Since cyber attacks are inevitable, people, institutions, and governments must decide how they want to respond to these attacks’ risks. The different risk mitigation strategies for cyber threats are Mitigate, Avoid, Transfer, Accept, and Escalate a Risk. To mitigate risk is to do something to reduce the impact or the probability of a threat. Organizations can avoid risk by choosing different products, adding additional security to their information, can hire additional resources, adopting different technical solutions, or changing project scope. Transferring risk puts the risk on another party, typically by outsourcing that operation to another organization. So, the new organization is responsible for the risks. When organizations decide to accept the risk, they decide that risk is an acceptable risk and will not take any actions to mitigate the risk.

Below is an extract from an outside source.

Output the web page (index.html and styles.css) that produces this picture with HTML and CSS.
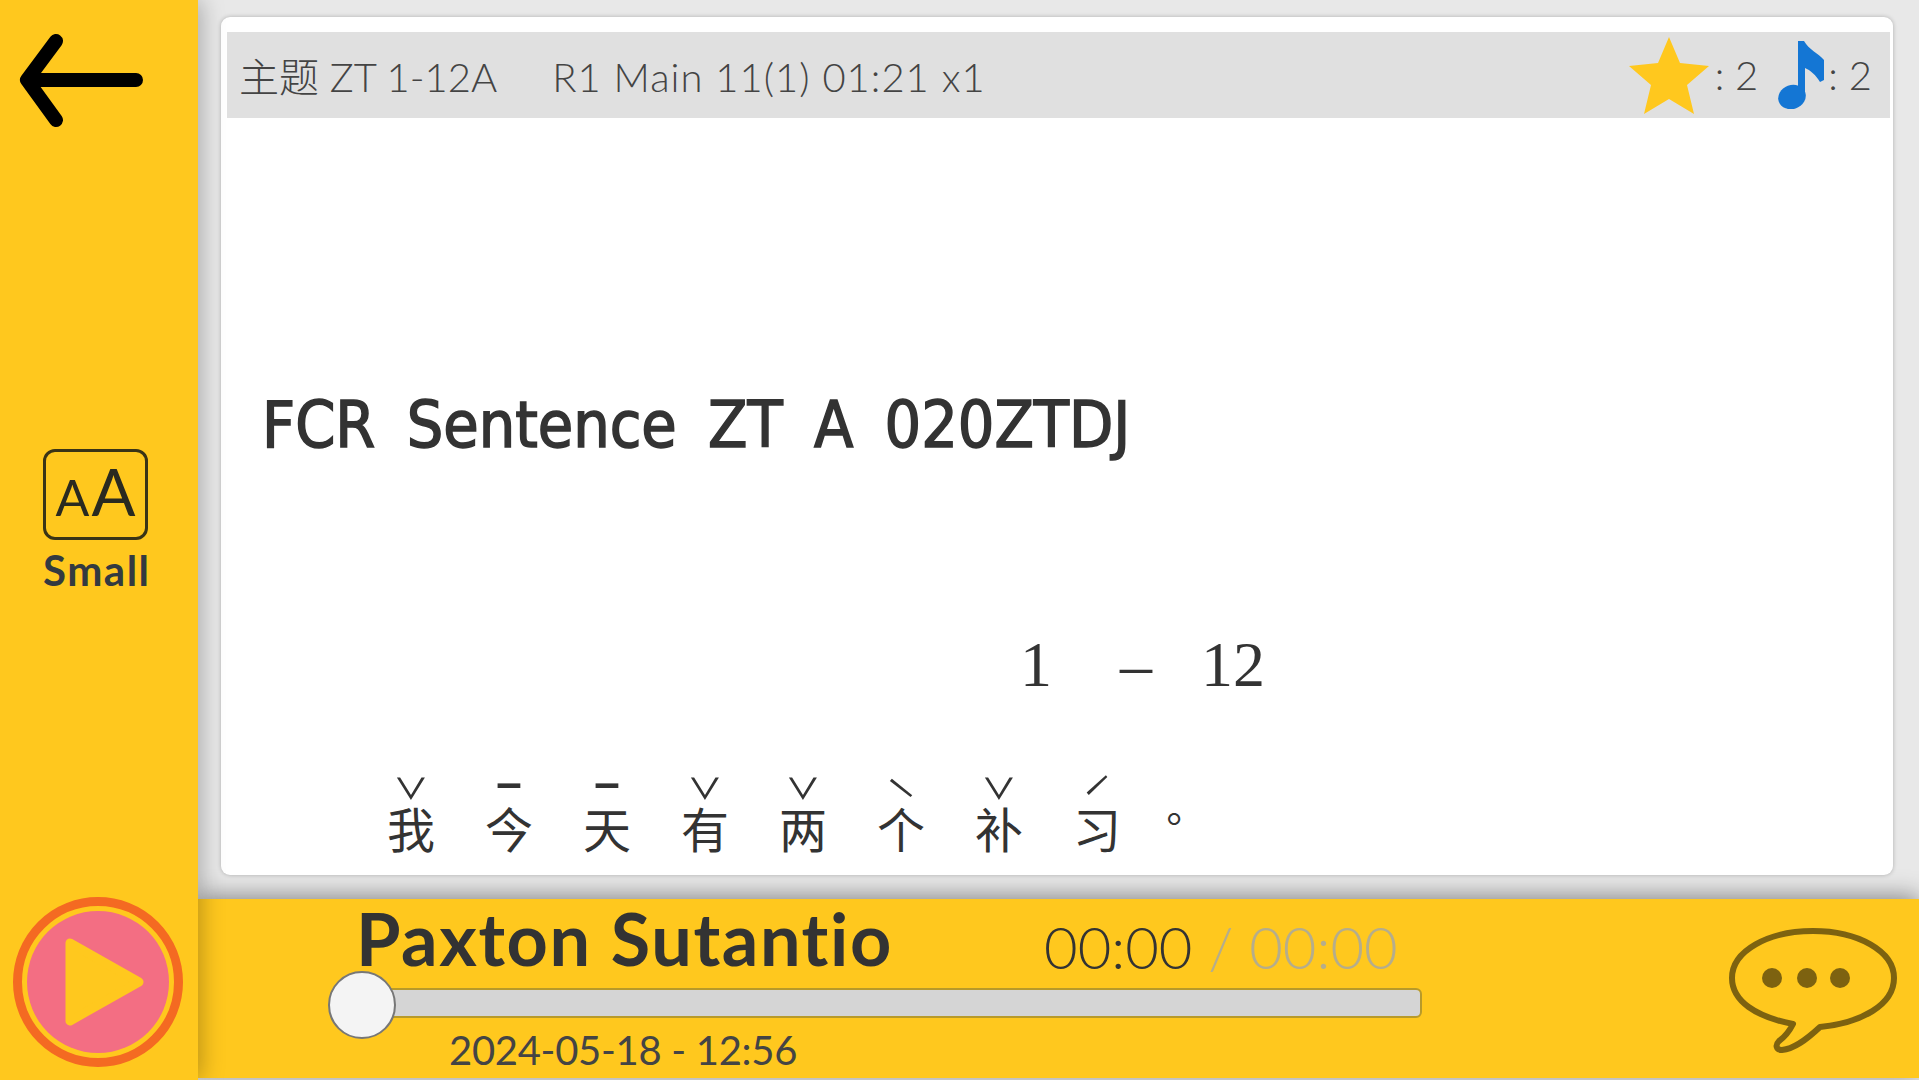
FILE: index.html
```html
<!DOCTYPE html>
<html lang="zh">
<head>
  <meta charset="UTF-8">
  <title>FCR Sentence</title>
  <link rel="stylesheet" href="styles.css">
</head>
<body>

<!-- Left Sidebar -->
<aside class="sidebar">
  <svg class="back-icon" viewBox="0 0 130 100" aria-label="Back">
    <path d="M38 9 L9 48 L38 88 M11 48 H118" fill="none" stroke="#000" stroke-width="14" stroke-linecap="round" stroke-linejoin="round"/>
  </svg>
  <div class="font-size">
    <div class="font-box"><span class="a-small">A</span><span class="a-big">A</span></div>
    <div class="font-label">Small</div>
  </div>
  <svg class="play-icon" viewBox="0 0 170 170" aria-label="Play">
    <circle cx="85" cy="85" r="80.5" fill="none" stroke="#f46a22" stroke-width="9"/>
    <circle cx="85" cy="85" r="71" fill="#f36e83"/>
    <path d="M57 46 L126 85 L57 124 Z" fill="#ffc81e" stroke="#ffc81e" stroke-width="9" stroke-linejoin="round"/>
  </svg>
</aside>

<div class="main">
  <!-- Sentence Card -->
  <section class="content">
    <div class="card">
      <div class="card-head">
        <div class="card-info">
          <span>主题 ZT 1-12A</span>
          <span class="card-round">R1 Main 11(1) 01:21 x1</span>
        </div>
        <div class="card-counts">
          <svg class="star-icon" viewBox="0 0 80 77"><polygon points="40,0 51,26 80,29 58,48 65,77 40,62 15,77 22,48 0,29 29,26" fill="#ffc81e"/></svg>
          <span class="count">: 2</span>
          <svg class="note-icon" viewBox="0 0 46 68"><ellipse cx="14" cy="56" rx="14" ry="12" transform="rotate(-20 14 56)" fill="#1476d4"/><path d="M20 0 H26 C31 9 40 12 46 19 V39 L42 41 C38 34 32 29 27 27 V58 H20 Z" fill="#1476d4"/></svg>
          <span class="count">: 2</span>
        </div>
      </div>
      <h1 class="title">FCR Sentence ZT A 020ZTDJ</h1>
      <div class="range">1 <span class="range-dash">–</span> 12</div>
      <div class="sentence">
        <div class="cell"><span class="tone">ˇ</span><span class="hanzi">我</span></div>
        <div class="cell"><span class="tone tone-flat">ˉ</span><span class="hanzi">今</span></div>
        <div class="cell"><span class="tone tone-flat">ˉ</span><span class="hanzi">天</span></div>
        <div class="cell"><span class="tone">ˇ</span><span class="hanzi">有</span></div>
        <div class="cell"><span class="tone">ˇ</span><span class="hanzi">两</span></div>
        <div class="cell"><span class="tone">ˋ</span><span class="hanzi">个</span></div>
        <div class="cell"><span class="tone">ˇ</span><span class="hanzi">补</span></div>
        <div class="cell"><span class="tone">ˊ</span><span class="hanzi">习</span></div>
        <div class="cell cell-stop"><span class="tone"></span><span class="hanzi stop">。</span></div>
      </div>
    </div>
  </section>

  <!-- Player Bar -->
  <footer class="player">
    <div class="player-info">
      <div class="player-top">
        <div class="name">Paxton Sutantio</div>
        <div class="time">00:00 <span class="time-total">/ 00:00</span></div>
      </div>
      <div class="track"><div class="thumb"></div></div>
      <div class="date">2024-05-18 - 12:56</div>
    </div>
    <svg class="chat-icon" viewBox="0 0 175 130" aria-label="Comments">
      <path d="M67 99 C30 92 6 76 6 53 C6 26 42 6 87 6 C132 6 168 26 168 53 C168 80 135 98 94 102 C80 115 68 124 56 125 C50 125 49 120 53 116 C60 111 64 105 67 99 Z" fill="none" stroke="#7d6210" stroke-width="6" stroke-linejoin="round"/>
      <circle cx="46" cy="53" r="10" fill="#7d6210"/>
      <circle cx="81" cy="53" r="10" fill="#7d6210"/>
      <circle cx="114" cy="53" r="10" fill="#7d6210"/>
    </svg>
  </footer>
</div>

</body>
</html>
```

FILE: styles.css
```css
/* General Styles */
html, body {
  margin: 0;
  height: 100%;
  overflow: hidden;
}
body {
  display: flex;
  background-color: #e8e8e8;
  font-family: Lato, "Noto Sans CJK SC", sans-serif;
  color: #333;
}

/* Sidebar */
.sidebar {
  position: relative;
  z-index: 3;
  width: 198px;
  flex-shrink: 0;
  display: flex;
  flex-direction: column;
  background-color: #ffc81e;
  box-shadow: 3px 0 22px rgba(0, 0, 0, 0.28);
}
.back-icon {
  width: 130px;
  height: 100px;
  margin: 32px 0 0 18px;
}
.font-size {
  margin: 317px 0 0 43px;
  width: 105px;
}
.font-box {
  box-sizing: border-box;
  width: 105px;
  height: 91px;
  display: flex;
  justify-content: center;
  align-items: baseline;
  gap: 2px;
  border: 3px solid #3a3416;
  border-radius: 12px;
  color: #2a2a20;
  font-weight: 400;
  line-height: 78px;
}
.a-small { font-size: 50px; }
.a-big { font-size: 65px; }
.font-label {
  margin-top: 6px;
  font-size: 42px;
  line-height: 48px;
  font-weight: 700;
  letter-spacing: 1.5px;
  text-align: center;
  white-space: nowrap;
  color: #333a40;
}
.play-icon {
  width: 170px;
  height: 170px;
  margin: auto 0 13px 13px;
}

/* Main Column */
.main {
  flex: 1;
  display: flex;
  flex-direction: column;
  min-width: 0;
}
.content {
  flex: 1;
  min-height: 0;
  padding: 17px 26px 24px 23px;
}
.card {
  position: relative;
  z-index: 2;
  box-sizing: border-box;
  height: 100%;
  padding-top: 15px;
  background: #fff;
  border-radius: 9px;
  box-shadow: 0 0 4px rgba(0, 0, 0, 0.25);
  overflow: hidden;
}
.card-head {
  height: 86px;
  margin: 0 3px 0 6px;
  padding: 0 18px 0 12px;
  display: flex;
  justify-content: space-between;
  align-items: center;
  background-color: #e0e0e0;
  font-size: 40px;
  font-weight: 300;
  color: #444;
}
.card-info {
  display: flex;
  align-items: baseline;
  gap: 55px;
}
.card-round {
  letter-spacing: 1px;
}
.card-counts {
  display: flex;
  align-items: center;
}
.star-icon {
  width: 80px;
  height: 77px;
  margin-right: 6px;
}
.note-icon {
  width: 46px;
  height: 68px;
  margin: 0 4px 0 20px;
}
.title {
  margin: 267px 0 0 41px;
  font-family: "DejaVu Sans", sans-serif;
  font-stretch: condensed;
  font-size: 64px;
  font-weight: 400;
  line-height: 80px;
  word-spacing: 13px;
  color: #333;
  -webkit-text-stroke: 1.5px #333;
}
.range {
  margin: 170px 0 0 799px;
  font-family: "Liberation Serif", serif;
  font-size: 64px;
  line-height: 60px;
  word-spacing: 44px;
  color: #333;
}
.range-dash {
  margin: 0 -11px 0 8px;
}
.sentence {
  display: flex;
  margin: 75px 0 0 141px;
}
.cell {
  width: 98px;
  display: flex;
  flex-direction: column;
  align-items: center;
  color: #333;
}
.cell-stop {
  width: 56px;
}
.tone {
  height: 30px;
  font-family: "Noto Sans CJK SC", sans-serif;
  font-size: 60px;
  font-weight: 300;
  line-height: 62px;
}
.tone-flat {
  font-weight: 900;
}
.hanzi {
  font-family: "Noto Sans CJK SC", sans-serif;
  font-size: 48px;
  font-weight: 400;
  line-height: 54px;
}
.stop {
  font-family: "Noto Sans CJK TC", sans-serif;
  font-size: 40px;
  line-height: 34px;
}

/* Player Bar */
.player {
  position: relative;
  z-index: 1;
  box-sizing: border-box;
  height: 179px;
  margin-bottom: 2px;
  padding: 0 18px 0 162px;
  display: flex;
  background-color: #ffc81e;
  box-shadow: 0 -3px 22px rgba(0, 0, 0, 0.42);
}
.player-info {
  width: 1062px;
}
.player-top {
  height: 89px;
  display: flex;
  align-items: center;
}
.name {
  width: 688px;
  margin: 0 0 12px -4px;
  font-size: 72px;
  font-weight: 700;
  line-height: 80px;
  letter-spacing: 1.6px;
  font-variant-ligatures: none;
  white-space: nowrap;
  color: #333;
}
.time {
  margin-top: 6px;
  font-size: 58px;
  font-weight: 300;
  line-height: 80px;
  color: #333;
}
.time-total {
  color: #b5ad8c;
}
.track {
  position: relative;
  box-sizing: border-box;
  height: 30px;
  background-color: #d5d5d5;
  border: 2px solid #b89a2a;
  border-radius: 6px;
}
.thumb {
  position: absolute;
  left: -34px;
  top: -19px;
  box-sizing: border-box;
  width: 68px;
  height: 68px;
  border-radius: 50%;
  background-color: #f4f4f4;
  border: 2px solid #777;
}
.date {
  margin: 6px 0 0 89px;
  font-size: 40px;
  font-weight: 400;
  line-height: 52px;
  letter-spacing: -0.3px;
  color: #444;
}
.chat-icon {
  width: 175px;
  height: 130px;
  margin: 26px 0 0 auto;
}
```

Cyber attacks can threaten someone’s way of life. Still, the risks and chance of attacks decrease dramatically through proper education and preparation. The government, private companies, and nonprofits all share ways to protect yourself, such as Cybersecurity & Infrastructure Security Agency, FireEye, and “No More Ransom”.

Information Warfare

Information has been the maker and breaker of wars, as generals relied heavily on information gathering about opposing forces when making their battle plans. George Washington credits his spies and information gathering as a key reason for defeating the British. It’s no different today on the cyber battlefield. The advent of the internet in the mid-1980s has restructured the landscape of information sharing, availability, gathering, and dissemination. However, just because all this information is out there doesn’t mean that this information is good. The saying that “a lie can travel around the world and back again while the truth is lacing up its boots” was true when Mark Twain said it and still is today.

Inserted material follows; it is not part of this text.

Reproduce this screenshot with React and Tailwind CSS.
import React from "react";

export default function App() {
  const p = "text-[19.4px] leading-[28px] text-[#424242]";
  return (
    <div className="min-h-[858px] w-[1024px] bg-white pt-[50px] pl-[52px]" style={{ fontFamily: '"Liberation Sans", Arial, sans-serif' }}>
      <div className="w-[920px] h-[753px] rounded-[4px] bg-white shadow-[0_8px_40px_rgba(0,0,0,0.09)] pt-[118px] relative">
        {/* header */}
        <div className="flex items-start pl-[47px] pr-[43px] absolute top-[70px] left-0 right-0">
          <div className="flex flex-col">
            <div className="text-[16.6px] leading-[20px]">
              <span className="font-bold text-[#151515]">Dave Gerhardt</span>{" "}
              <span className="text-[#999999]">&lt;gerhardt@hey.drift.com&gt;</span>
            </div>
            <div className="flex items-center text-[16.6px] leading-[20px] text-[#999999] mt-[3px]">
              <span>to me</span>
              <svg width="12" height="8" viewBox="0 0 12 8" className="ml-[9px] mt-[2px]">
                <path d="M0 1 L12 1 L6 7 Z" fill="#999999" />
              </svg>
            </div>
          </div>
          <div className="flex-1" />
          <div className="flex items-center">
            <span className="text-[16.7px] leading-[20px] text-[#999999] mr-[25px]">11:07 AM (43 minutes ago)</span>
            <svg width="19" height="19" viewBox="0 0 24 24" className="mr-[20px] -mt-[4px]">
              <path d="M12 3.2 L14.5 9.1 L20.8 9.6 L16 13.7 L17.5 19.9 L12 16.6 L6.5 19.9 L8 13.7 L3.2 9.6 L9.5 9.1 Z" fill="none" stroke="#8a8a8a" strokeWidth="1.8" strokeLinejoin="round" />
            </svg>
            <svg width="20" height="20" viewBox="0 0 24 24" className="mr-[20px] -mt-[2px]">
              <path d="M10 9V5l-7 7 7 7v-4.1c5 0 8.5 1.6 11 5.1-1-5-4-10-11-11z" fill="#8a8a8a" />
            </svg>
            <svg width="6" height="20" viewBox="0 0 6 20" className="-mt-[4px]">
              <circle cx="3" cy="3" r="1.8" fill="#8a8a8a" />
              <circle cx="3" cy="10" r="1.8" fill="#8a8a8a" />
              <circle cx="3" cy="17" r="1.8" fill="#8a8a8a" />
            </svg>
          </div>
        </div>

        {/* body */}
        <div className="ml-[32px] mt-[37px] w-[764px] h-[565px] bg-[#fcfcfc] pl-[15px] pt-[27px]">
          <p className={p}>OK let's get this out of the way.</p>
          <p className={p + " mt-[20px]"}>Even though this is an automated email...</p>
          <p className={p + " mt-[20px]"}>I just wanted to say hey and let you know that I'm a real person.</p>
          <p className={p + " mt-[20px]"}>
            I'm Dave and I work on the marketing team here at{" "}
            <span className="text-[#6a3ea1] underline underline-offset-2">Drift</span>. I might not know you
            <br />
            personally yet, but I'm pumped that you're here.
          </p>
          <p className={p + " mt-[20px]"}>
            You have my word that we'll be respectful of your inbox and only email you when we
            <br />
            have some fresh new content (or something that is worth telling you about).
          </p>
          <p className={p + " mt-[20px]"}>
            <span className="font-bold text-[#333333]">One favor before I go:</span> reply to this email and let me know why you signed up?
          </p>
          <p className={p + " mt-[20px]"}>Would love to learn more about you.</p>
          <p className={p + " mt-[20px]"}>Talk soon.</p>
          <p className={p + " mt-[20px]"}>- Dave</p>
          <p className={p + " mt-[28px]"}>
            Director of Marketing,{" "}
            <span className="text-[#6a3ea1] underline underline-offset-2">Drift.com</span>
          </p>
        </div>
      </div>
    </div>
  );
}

Misinformation (Fake news, fabricated images, and clickbait articles) are spread faster and further than researched-backed information. Facebook has been fighting a losing battle with falsified information, and everyone has seen that information on their feed. For example, 49% of adults in the United States shared information online, which they later found was made up[1]. People often don’t even know that they shared information was incorrect until after the fact. Still, by the time they realize the information has already been circulated to their connections. However, in the same survey, 10% of those adults admitted to sharing information online that they knew was false which introduces a new problem of disinformation – the practice of knowingly spreading false information.

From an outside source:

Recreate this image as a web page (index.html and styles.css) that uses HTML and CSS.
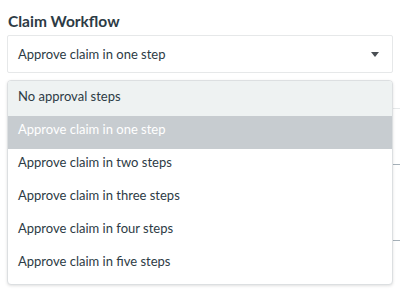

False information creates worlds of problems, but just the ability to access information and the promotion of information is another tactic used in information operations or information warfare (aka IW). GAO.gov defines Information Warfare as the use of information-related capabilities during military operations to influence, disrupt, corrupt, or usurp the decision making of adversaries and potential adversaries while protecting our own. Propaganda is one example and has been used for centuries to spread information to different groups that may not have access to that information. While propaganda itself has a bad connotation, it can be beneficial and involves many different ways of sharing information. Propaganda can be written, musical, or visual and plays upon and channels complex human emotions towards a desired goal. The Uncle Sam poster is the symbol of American patriotism starting in World War I and We can do it! poster became a symbol for female workers’ morale in World War II.

Misinformation, disinformation, and propaganda all have their place on the cyber battlefield. They all rely on the spreading of information to influence public opinions and alter outcomes of diplomacy, negotiations, and all out conflict.

 

***The next article in The New Battlefront 101 series will  discuss how cyber attacks on governments effect everyone.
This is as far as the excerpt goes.